:: DATASET CONTENT

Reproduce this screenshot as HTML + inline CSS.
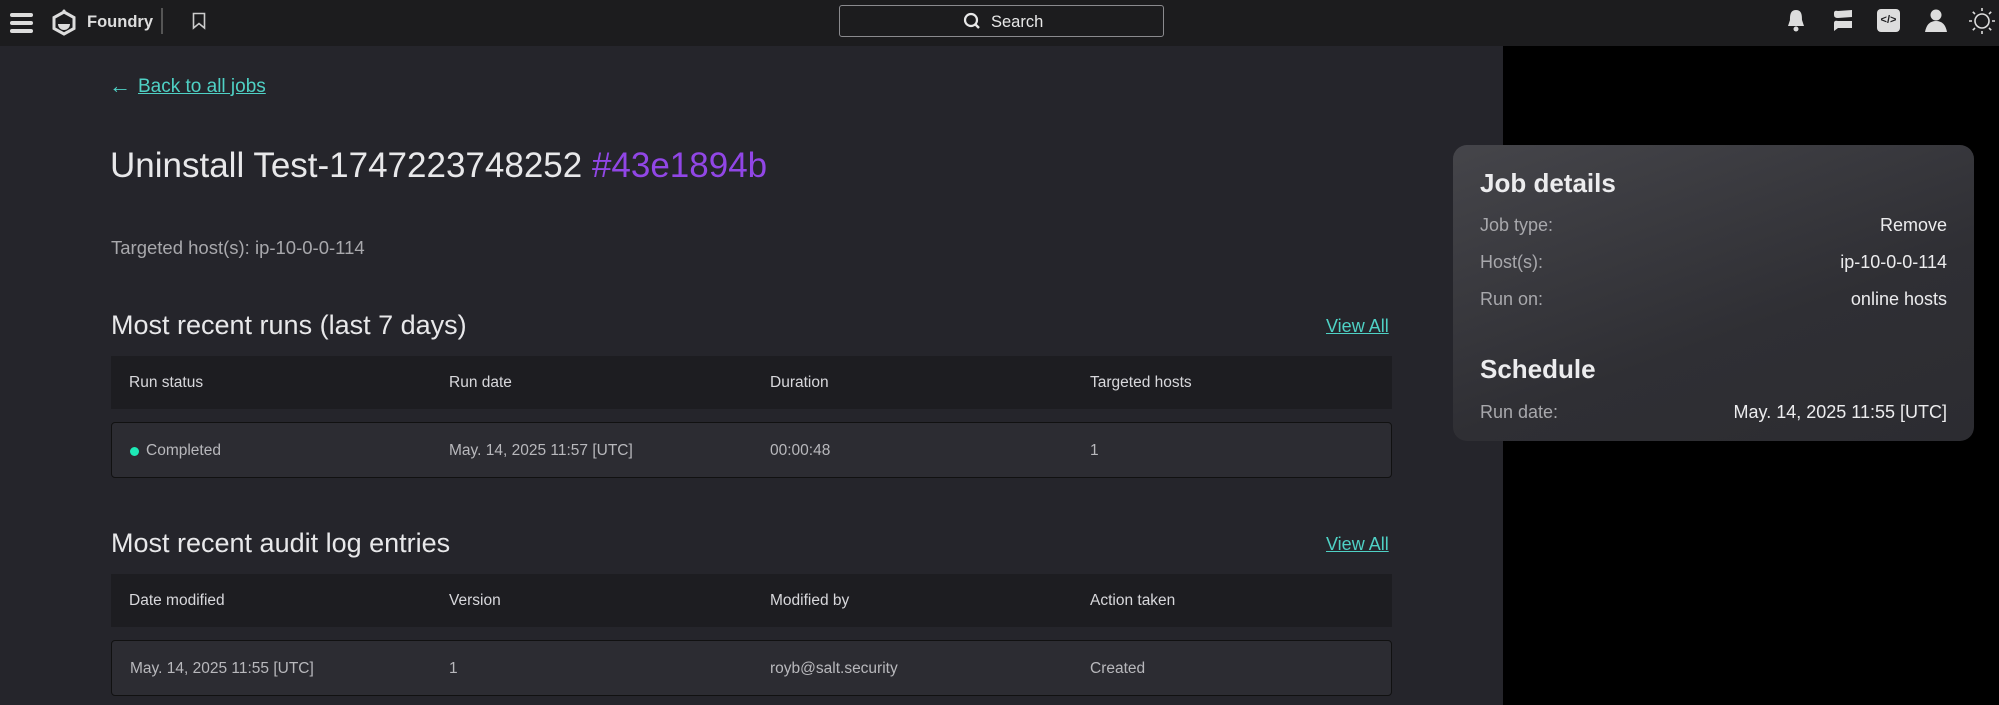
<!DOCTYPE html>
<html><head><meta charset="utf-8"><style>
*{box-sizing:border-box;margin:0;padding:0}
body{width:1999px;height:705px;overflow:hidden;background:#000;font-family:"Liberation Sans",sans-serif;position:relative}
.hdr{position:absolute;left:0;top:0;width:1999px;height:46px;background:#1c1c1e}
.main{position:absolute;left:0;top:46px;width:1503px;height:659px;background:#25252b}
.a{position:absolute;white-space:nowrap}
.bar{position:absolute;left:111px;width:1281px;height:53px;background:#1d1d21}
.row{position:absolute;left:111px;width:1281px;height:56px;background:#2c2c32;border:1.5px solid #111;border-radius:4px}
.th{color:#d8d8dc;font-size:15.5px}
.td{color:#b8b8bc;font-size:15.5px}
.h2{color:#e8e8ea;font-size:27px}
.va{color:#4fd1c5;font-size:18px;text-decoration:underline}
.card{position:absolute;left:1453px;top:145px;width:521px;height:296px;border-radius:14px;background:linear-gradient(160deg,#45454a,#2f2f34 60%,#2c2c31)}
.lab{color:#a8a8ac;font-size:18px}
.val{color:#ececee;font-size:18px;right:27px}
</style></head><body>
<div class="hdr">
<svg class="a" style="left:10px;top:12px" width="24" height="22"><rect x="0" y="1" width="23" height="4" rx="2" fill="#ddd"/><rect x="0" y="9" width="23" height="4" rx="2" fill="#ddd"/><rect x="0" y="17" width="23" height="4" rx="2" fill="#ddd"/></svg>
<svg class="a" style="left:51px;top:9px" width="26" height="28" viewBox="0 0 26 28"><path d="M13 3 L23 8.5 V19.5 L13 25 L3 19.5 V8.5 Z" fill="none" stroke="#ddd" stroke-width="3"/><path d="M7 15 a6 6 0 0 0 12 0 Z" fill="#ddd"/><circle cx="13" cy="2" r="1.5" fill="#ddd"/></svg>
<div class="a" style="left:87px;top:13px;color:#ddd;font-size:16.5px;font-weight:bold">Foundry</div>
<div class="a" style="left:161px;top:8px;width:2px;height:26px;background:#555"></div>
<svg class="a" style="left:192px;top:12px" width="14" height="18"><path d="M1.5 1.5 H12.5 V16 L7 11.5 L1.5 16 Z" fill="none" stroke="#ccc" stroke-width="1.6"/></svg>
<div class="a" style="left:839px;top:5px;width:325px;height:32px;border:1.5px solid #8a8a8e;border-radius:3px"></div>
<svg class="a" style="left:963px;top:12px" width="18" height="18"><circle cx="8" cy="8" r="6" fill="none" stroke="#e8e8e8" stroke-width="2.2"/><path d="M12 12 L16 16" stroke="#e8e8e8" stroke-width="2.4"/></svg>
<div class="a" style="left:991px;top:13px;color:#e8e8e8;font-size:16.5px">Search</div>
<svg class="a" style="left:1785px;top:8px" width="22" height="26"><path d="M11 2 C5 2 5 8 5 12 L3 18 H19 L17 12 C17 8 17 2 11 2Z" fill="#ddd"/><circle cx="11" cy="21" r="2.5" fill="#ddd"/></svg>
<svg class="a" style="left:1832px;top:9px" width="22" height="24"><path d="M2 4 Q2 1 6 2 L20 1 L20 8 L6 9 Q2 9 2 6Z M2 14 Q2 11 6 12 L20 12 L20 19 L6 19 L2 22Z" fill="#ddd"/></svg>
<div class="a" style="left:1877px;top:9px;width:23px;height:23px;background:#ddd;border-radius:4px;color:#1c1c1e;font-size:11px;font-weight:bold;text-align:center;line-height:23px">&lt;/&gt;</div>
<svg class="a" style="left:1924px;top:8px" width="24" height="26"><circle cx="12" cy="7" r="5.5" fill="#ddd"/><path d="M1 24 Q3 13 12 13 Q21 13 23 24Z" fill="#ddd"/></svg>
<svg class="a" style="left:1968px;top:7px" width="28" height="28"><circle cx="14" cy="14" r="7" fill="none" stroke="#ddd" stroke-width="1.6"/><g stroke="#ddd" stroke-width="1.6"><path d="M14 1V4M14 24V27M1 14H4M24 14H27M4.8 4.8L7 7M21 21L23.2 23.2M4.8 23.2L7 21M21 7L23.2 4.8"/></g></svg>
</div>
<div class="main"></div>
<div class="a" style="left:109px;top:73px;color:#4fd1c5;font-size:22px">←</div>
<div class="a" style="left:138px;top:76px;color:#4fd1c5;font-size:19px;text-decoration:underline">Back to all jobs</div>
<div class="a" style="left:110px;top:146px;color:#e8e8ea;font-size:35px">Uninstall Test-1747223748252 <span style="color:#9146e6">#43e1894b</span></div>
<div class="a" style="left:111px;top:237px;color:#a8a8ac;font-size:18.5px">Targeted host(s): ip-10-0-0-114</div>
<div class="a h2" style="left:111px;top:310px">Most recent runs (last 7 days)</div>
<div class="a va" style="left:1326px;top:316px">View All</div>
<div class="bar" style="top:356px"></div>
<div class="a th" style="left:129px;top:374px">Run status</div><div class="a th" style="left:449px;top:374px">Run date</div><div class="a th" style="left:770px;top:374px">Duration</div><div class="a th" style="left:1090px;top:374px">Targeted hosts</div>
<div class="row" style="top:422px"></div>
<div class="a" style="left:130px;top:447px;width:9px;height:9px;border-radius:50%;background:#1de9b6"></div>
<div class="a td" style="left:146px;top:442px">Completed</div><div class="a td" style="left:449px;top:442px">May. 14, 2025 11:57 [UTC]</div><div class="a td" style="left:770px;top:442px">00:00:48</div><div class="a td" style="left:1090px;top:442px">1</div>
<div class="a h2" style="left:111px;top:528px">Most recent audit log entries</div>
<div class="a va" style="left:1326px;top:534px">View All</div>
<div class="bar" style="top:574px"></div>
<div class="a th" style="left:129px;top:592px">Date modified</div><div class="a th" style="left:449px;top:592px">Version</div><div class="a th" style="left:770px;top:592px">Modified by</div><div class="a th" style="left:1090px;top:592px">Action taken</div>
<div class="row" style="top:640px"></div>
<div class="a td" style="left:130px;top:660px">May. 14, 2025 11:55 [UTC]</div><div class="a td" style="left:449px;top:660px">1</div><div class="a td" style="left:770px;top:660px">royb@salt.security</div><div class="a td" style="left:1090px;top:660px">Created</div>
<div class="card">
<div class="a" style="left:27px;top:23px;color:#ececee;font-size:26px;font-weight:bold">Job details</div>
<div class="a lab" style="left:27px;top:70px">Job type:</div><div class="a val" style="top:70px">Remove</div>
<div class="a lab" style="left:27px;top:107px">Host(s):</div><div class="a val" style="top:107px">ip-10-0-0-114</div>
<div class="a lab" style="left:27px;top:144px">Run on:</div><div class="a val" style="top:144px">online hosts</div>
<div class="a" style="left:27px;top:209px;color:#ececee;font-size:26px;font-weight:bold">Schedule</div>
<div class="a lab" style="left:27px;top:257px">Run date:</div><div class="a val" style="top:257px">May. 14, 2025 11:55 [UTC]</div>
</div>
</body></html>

::::

WHAT YOU NEED TO DO: Transcribe the material exactly, keeping every word and none of the pictures.

EXERCISE OUTPUT:
Reproduce this screenshot as HTML + inline CSS.
<!DOCTYPE html>
<html><head><meta charset="utf-8"><style>
*{box-sizing:border-box;margin:0;padding:0}
body{width:1999px;height:705px;overflow:hidden;background:#000;font-family:"Liberation Sans",sans-serif;position:relative}
.hdr{position:absolute;left:0;top:0;width:1999px;height:46px;background:#1c1c1e}
.main{position:absolute;left:0;top:46px;width:1503px;height:659px;background:#25252b}
.a{position:absolute;white-space:nowrap}
.bar{position:absolute;left:111px;width:1281px;height:53px;background:#1d1d21}
.row{position:absolute;left:111px;width:1281px;height:56px;background:#2c2c32;border:1.5px solid #111;border-radius:4px}
.th{color:#d8d8dc;font-size:15.5px}
.td{color:#b8b8bc;font-size:15.5px}
.h2{color:#e8e8ea;font-size:27px}
.va{color:#4fd1c5;font-size:18px;text-decoration:underline}
.card{position:absolute;left:1453px;top:145px;width:521px;height:296px;border-radius:14px;background:linear-gradient(160deg,#45454a,#2f2f34 60%,#2c2c31)}
.lab{color:#a8a8ac;font-size:18px}
.val{color:#ececee;font-size:18px;right:27px}
</style></head><body>
<div class="hdr">
<svg class="a" style="left:10px;top:12px" width="24" height="22"><rect x="0" y="1" width="23" height="4" rx="2" fill="#ddd"/><rect x="0" y="9" width="23" height="4" rx="2" fill="#ddd"/><rect x="0" y="17" width="23" height="4" rx="2" fill="#ddd"/></svg>
<svg class="a" style="left:51px;top:9px" width="26" height="28" viewBox="0 0 26 28"><path d="M13 3 L23 8.5 V19.5 L13 25 L3 19.5 V8.5 Z" fill="none" stroke="#ddd" stroke-width="3"/><path d="M7 15 a6 6 0 0 0 12 0 Z" fill="#ddd"/><circle cx="13" cy="2" r="1.5" fill="#ddd"/></svg>
<div class="a" style="left:87px;top:13px;color:#ddd;font-size:16.5px;font-weight:bold">Foundry</div>
<div class="a" style="left:161px;top:8px;width:2px;height:26px;background:#555"></div>
<svg class="a" style="left:192px;top:12px" width="14" height="18"><path d="M1.5 1.5 H12.5 V16 L7 11.5 L1.5 16 Z" fill="none" stroke="#ccc" stroke-width="1.6"/></svg>
<div class="a" style="left:839px;top:5px;width:325px;height:32px;border:1.5px solid #8a8a8e;border-radius:3px"></div>
<svg class="a" style="left:963px;top:12px" width="18" height="18"><circle cx="8" cy="8" r="6" fill="none" stroke="#e8e8e8" stroke-width="2.2"/><path d="M12 12 L16 16" stroke="#e8e8e8" stroke-width="2.4"/></svg>
<div class="a" style="left:991px;top:13px;color:#e8e8e8;font-size:16.5px">Search</div>
<svg class="a" style="left:1785px;top:8px" width="22" height="26"><path d="M11 2 C5 2 5 8 5 12 L3 18 H19 L17 12 C17 8 17 2 11 2Z" fill="#ddd"/><circle cx="11" cy="21" r="2.5" fill="#ddd"/></svg>
<svg class="a" style="left:1832px;top:9px" width="22" height="24"><path d="M2 4 Q2 1 6 2 L20 1 L20 8 L6 9 Q2 9 2 6Z M2 14 Q2 11 6 12 L20 12 L20 19 L6 19 L2 22Z" fill="#ddd"/></svg>
<div class="a" style="left:1877px;top:9px;width:23px;height:23px;background:#ddd;border-radius:4px;color:#1c1c1e;font-size:11px;font-weight:bold;text-align:center;line-height:23px">&lt;/&gt;</div>
<svg class="a" style="left:1924px;top:8px" width="24" height="26"><circle cx="12" cy="7" r="5.5" fill="#ddd"/><path d="M1 24 Q3 13 12 13 Q21 13 23 24Z" fill="#ddd"/></svg>
<svg class="a" style="left:1968px;top:7px" width="28" height="28"><circle cx="14" cy="14" r="7" fill="none" stroke="#ddd" stroke-width="1.6"/><g stroke="#ddd" stroke-width="1.6"><path d="M14 1V4M14 24V27M1 14H4M24 14H27M4.8 4.8L7 7M21 21L23.2 23.2M4.8 23.2L7 21M21 7L23.2 4.8"/></g></svg>
</div>
<div class="main"></div>
<div class="a" style="left:109px;top:73px;color:#4fd1c5;font-size:22px">←</div>
<div class="a" style="left:138px;top:76px;color:#4fd1c5;font-size:19px;text-decoration:underline">Back to all jobs</div>
<div class="a" style="left:110px;top:146px;color:#e8e8ea;font-size:35px">Uninstall Test-1747223748252 <span style="color:#9146e6">#43e1894b</span></div>
<div class="a" style="left:111px;top:237px;color:#a8a8ac;font-size:18.5px">Targeted host(s): ip-10-0-0-114</div>
<div class="a h2" style="left:111px;top:310px">Most recent runs (last 7 days)</div>
<div class="a va" style="left:1326px;top:316px">View All</div>
<div class="bar" style="top:356px"></div>
<div class="a th" style="left:129px;top:374px">Run status</div><div class="a th" style="left:449px;top:374px">Run date</div><div class="a th" style="left:770px;top:374px">Duration</div><div class="a th" style="left:1090px;top:374px">Targeted hosts</div>
<div class="row" style="top:422px"></div>
<div class="a" style="left:130px;top:447px;width:9px;height:9px;border-radius:50%;background:#1de9b6"></div>
<div class="a td" style="left:146px;top:442px">Completed</div><div class="a td" style="left:449px;top:442px">May. 14, 2025 11:57 [UTC]</div><div class="a td" style="left:770px;top:442px">00:00:48</div><div class="a td" style="left:1090px;top:442px">1</div>
<div class="a h2" style="left:111px;top:528px">Most recent audit log entries</div>
<div class="a va" style="left:1326px;top:534px">View All</div>
<div class="bar" style="top:574px"></div>
<div class="a th" style="left:129px;top:592px">Date modified</div><div class="a th" style="left:449px;top:592px">Version</div><div class="a th" style="left:770px;top:592px">Modified by</div><div class="a th" style="left:1090px;top:592px">Action taken</div>
<div class="row" style="top:640px"></div>
<div class="a td" style="left:130px;top:660px">May. 14, 2025 11:55 [UTC]</div><div class="a td" style="left:449px;top:660px">1</div><div class="a td" style="left:770px;top:660px">royb@salt.security</div><div class="a td" style="left:1090px;top:660px">Created</div>
<div class="card">
<div class="a" style="left:27px;top:23px;color:#ececee;font-size:26px;font-weight:bold">Job details</div>
<div class="a lab" style="left:27px;top:70px">Job type:</div><div class="a val" style="top:70px">Remove</div>
<div class="a lab" style="left:27px;top:107px">Host(s):</div><div class="a val" style="top:107px">ip-10-0-0-114</div>
<div class="a lab" style="left:27px;top:144px">Run on:</div><div class="a val" style="top:144px">online hosts</div>
<div class="a" style="left:27px;top:209px;color:#ececee;font-size:26px;font-weight:bold">Schedule</div>
<div class="a lab" style="left:27px;top:257px">Run date:</div><div class="a val" style="top:257px">May. 14, 2025 11:55 [UTC]</div>
</div>
</body></html>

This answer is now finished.